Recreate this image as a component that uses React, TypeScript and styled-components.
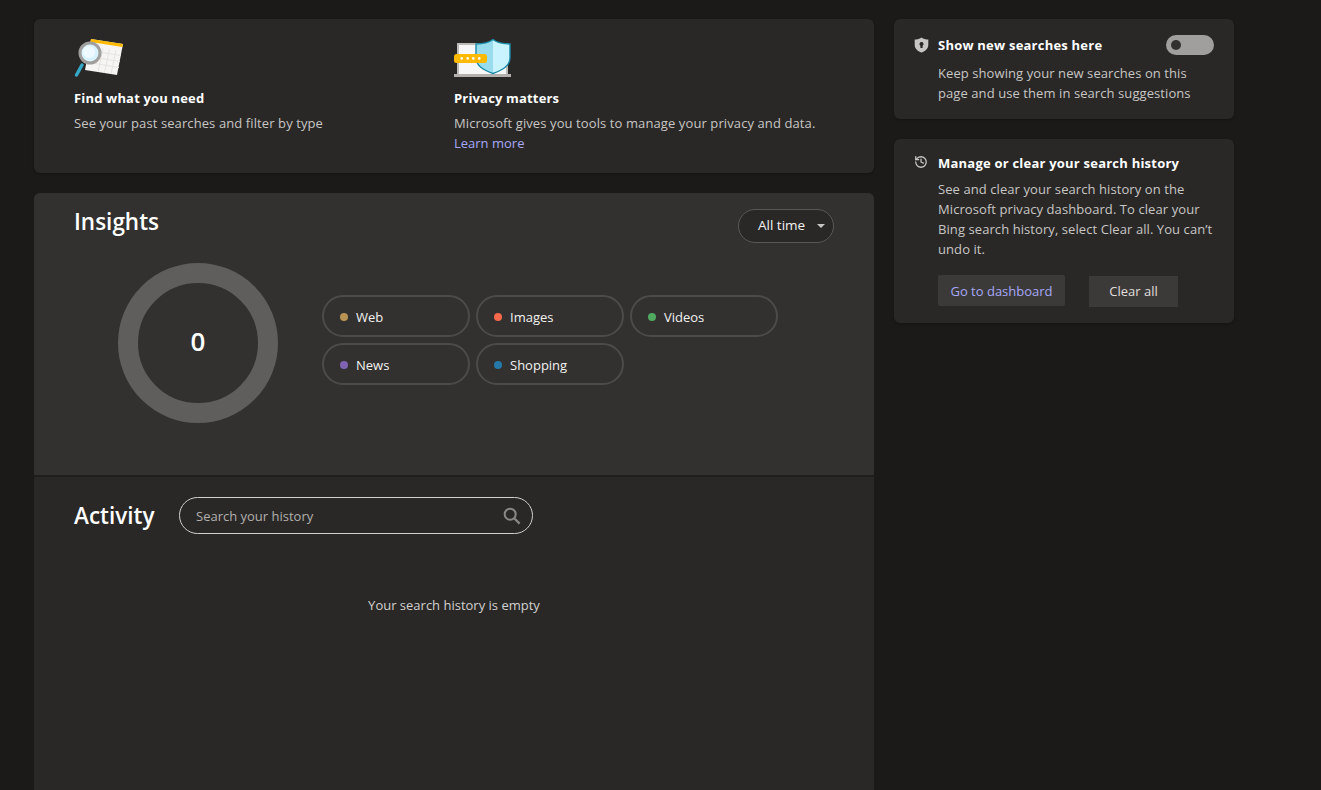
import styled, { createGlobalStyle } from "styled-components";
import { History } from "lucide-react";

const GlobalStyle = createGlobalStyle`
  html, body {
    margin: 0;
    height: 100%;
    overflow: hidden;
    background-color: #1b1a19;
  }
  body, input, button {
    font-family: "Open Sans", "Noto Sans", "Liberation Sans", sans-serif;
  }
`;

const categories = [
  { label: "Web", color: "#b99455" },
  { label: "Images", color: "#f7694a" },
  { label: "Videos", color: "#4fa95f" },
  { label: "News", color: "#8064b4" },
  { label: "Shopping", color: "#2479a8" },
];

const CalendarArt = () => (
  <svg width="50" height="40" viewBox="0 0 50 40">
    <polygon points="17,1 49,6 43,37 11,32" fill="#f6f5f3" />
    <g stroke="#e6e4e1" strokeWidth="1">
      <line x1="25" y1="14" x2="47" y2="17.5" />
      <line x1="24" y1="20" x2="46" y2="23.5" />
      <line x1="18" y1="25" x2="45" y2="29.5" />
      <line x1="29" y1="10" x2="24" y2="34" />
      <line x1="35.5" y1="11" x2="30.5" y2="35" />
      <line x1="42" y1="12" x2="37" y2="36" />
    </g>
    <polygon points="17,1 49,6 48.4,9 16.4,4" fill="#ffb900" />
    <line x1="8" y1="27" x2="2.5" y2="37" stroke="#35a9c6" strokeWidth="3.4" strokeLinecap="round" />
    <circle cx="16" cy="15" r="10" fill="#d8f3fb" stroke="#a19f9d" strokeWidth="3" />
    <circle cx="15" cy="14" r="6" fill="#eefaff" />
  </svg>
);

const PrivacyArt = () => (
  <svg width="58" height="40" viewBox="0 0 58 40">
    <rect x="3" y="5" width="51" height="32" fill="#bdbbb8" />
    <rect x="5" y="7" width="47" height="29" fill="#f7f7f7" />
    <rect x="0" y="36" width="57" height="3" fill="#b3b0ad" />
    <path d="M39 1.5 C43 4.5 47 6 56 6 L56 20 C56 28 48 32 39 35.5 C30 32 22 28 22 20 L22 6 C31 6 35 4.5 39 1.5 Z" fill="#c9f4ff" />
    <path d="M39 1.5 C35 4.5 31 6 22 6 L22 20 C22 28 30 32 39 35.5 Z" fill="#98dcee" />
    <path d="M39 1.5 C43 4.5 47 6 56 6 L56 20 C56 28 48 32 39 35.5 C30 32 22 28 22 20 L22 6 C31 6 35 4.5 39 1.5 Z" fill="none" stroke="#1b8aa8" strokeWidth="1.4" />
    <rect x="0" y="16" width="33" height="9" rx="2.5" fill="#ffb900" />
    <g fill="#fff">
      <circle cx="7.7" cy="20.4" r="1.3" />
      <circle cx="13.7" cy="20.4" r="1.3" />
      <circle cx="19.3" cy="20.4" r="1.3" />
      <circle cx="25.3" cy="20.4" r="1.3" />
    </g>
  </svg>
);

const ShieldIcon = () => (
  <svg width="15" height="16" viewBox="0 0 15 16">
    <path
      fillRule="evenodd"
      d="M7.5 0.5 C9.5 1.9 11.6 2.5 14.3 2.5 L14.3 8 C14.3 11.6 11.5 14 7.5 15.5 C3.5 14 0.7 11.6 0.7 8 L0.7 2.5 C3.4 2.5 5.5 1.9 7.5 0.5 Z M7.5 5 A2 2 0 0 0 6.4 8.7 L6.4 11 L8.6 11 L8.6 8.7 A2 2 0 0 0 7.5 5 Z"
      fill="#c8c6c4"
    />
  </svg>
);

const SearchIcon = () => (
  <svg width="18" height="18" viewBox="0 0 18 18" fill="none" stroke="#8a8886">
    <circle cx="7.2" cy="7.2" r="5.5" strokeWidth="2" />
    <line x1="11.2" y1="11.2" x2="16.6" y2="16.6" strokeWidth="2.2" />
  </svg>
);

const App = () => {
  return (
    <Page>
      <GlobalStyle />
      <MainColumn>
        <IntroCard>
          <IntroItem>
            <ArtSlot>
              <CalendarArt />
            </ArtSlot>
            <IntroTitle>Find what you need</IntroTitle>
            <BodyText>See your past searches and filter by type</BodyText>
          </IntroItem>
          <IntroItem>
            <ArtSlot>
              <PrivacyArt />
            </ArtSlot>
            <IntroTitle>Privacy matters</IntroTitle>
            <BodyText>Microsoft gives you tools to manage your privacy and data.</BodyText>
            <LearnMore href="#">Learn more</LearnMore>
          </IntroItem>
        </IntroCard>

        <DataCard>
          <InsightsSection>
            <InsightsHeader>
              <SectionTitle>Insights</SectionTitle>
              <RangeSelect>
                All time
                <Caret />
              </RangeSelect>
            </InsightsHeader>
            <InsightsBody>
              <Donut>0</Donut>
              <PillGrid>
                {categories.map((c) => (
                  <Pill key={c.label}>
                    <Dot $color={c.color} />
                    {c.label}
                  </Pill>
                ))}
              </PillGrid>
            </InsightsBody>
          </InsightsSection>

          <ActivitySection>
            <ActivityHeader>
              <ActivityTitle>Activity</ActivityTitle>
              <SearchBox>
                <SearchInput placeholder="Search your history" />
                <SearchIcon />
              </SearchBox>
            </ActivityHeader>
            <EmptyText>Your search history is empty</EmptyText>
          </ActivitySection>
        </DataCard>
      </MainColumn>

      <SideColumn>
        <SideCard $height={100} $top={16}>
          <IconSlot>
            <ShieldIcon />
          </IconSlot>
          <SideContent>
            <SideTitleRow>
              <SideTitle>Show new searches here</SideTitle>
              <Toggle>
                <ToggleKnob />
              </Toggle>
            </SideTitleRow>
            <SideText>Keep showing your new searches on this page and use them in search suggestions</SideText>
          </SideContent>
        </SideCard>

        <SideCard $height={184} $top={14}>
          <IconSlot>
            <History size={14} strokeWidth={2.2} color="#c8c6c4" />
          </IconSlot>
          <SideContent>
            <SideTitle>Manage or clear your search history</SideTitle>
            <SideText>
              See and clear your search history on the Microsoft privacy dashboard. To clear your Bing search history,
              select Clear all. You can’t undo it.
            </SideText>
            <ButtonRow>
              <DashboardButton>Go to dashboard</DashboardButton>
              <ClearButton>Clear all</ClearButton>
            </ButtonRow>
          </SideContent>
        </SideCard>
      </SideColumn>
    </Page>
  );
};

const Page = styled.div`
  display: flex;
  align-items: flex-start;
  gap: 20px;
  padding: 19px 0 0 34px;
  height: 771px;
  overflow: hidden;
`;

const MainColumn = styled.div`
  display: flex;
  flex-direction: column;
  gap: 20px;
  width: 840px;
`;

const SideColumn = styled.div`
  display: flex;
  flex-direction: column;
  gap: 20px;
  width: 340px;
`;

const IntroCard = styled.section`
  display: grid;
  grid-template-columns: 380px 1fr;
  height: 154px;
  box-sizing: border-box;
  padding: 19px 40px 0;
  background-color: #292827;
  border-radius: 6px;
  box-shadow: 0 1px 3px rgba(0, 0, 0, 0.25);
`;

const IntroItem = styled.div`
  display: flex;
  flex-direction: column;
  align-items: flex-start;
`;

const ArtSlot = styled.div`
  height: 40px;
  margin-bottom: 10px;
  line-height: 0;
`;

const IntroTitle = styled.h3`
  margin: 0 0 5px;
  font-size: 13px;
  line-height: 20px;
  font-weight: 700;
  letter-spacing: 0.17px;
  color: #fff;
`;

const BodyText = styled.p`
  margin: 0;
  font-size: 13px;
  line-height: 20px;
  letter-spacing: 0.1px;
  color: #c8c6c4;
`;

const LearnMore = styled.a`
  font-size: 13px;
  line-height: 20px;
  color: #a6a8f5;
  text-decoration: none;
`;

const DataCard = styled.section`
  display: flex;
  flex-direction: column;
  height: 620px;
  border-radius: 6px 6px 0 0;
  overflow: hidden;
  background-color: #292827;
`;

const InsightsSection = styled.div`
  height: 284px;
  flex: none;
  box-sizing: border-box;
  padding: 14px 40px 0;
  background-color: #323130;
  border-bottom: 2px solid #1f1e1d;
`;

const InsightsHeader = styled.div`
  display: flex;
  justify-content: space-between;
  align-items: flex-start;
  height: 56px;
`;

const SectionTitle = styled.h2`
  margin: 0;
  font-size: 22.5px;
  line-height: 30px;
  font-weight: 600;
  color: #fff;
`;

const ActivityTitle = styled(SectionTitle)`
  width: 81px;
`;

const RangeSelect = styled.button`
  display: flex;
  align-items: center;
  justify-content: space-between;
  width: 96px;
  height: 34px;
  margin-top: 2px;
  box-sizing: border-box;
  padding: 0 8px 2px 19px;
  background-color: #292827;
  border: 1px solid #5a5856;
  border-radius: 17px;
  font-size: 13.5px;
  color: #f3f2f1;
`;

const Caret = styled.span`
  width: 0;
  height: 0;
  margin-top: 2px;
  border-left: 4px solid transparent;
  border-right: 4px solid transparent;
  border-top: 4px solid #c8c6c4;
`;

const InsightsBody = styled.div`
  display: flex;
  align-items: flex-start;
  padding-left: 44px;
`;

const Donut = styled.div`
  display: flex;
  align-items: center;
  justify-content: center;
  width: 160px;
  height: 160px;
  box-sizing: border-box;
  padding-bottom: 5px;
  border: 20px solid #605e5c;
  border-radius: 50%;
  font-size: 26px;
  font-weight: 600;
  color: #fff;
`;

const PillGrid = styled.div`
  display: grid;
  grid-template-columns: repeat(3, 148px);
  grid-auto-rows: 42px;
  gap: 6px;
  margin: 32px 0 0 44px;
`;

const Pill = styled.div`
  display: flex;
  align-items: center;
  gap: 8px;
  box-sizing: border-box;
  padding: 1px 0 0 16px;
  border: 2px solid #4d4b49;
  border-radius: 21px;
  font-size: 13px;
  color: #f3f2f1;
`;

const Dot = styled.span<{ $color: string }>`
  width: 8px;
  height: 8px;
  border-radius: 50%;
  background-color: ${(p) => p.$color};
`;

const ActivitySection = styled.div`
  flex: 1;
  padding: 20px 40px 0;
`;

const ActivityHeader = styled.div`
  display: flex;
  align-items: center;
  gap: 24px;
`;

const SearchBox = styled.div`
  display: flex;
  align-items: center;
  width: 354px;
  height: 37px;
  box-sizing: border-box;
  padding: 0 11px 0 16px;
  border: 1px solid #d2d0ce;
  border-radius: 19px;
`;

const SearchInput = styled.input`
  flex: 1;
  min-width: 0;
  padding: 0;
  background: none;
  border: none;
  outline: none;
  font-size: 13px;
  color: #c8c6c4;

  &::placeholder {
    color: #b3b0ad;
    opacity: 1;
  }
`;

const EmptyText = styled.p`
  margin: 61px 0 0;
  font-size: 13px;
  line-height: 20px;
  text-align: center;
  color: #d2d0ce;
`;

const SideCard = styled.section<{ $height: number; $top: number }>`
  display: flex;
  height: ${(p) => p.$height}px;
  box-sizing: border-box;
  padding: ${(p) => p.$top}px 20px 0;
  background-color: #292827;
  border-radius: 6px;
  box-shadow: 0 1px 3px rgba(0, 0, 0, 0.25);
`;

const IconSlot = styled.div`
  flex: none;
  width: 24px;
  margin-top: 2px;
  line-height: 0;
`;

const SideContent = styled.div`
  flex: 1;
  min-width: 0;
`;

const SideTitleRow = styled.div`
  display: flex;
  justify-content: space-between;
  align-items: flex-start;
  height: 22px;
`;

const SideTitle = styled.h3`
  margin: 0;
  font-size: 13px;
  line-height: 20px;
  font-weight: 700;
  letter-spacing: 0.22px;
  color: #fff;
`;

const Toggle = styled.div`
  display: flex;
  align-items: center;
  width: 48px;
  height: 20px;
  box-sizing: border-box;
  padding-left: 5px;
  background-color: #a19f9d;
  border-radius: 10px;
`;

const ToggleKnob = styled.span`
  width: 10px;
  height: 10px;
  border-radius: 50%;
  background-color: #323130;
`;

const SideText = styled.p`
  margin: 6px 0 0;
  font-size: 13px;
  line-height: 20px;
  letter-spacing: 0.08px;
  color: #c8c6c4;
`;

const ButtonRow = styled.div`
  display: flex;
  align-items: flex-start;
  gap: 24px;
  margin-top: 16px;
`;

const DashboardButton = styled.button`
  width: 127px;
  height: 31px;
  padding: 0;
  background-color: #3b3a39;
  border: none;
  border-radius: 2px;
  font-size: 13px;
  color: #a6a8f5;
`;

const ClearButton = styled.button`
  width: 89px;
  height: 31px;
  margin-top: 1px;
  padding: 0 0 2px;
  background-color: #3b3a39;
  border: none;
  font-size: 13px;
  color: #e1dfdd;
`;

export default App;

=-=-=-=-=

→ Given task
Take every line above carrying "this" and return it.

→ Task response
Recreate this image as a component that uses React, TypeScript and styled-components.
            <SideText>Keep showing your new searches on this page and use them in search suggestions</SideText>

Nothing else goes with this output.